What is the number of lines containing the string "React"? Answer with the number only.

%%

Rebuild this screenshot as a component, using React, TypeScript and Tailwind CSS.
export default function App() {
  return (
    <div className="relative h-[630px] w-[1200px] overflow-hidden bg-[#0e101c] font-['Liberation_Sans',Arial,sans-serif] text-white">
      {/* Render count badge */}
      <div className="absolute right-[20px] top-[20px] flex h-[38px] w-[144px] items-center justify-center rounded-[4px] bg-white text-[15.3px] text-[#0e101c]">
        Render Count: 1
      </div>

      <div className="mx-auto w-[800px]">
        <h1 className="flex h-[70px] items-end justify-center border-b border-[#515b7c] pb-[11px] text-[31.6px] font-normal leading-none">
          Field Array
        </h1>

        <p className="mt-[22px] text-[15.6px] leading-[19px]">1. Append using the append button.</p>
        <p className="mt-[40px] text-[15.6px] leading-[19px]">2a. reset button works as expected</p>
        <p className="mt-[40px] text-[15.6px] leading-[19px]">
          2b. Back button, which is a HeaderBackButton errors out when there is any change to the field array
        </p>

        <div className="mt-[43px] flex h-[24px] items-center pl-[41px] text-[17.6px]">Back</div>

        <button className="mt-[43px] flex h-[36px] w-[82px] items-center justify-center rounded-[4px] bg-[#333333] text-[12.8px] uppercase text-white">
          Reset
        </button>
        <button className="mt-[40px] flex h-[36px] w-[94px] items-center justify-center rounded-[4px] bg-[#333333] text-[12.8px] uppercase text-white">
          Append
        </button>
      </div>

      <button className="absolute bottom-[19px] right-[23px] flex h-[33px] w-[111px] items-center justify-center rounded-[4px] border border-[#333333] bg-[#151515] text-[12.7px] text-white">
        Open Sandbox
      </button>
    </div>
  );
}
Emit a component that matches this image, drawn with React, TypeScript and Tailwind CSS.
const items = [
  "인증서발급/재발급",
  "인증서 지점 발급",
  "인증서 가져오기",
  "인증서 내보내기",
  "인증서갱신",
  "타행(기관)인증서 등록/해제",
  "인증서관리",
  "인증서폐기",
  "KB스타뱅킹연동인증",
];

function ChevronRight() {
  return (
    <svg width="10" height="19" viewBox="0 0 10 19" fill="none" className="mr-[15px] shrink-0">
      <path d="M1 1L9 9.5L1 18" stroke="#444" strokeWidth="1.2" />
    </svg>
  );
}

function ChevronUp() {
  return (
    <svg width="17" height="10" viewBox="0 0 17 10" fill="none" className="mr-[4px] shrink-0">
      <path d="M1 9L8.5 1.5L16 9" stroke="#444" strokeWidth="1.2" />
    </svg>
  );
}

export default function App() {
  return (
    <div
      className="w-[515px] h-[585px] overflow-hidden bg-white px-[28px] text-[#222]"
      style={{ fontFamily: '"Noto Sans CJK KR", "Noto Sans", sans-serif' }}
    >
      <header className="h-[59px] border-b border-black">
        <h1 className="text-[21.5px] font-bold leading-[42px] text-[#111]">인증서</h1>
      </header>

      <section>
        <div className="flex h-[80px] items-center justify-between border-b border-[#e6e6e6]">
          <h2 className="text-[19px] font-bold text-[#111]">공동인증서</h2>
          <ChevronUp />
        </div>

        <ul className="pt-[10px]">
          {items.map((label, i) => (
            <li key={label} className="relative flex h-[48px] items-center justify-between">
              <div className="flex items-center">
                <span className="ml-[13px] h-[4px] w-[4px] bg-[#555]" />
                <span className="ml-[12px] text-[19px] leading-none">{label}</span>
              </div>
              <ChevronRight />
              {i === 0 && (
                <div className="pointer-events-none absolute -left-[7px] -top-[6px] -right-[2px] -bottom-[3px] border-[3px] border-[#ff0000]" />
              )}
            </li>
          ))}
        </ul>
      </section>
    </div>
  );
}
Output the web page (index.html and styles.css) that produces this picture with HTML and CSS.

%%

## [FINISHED TASK]
2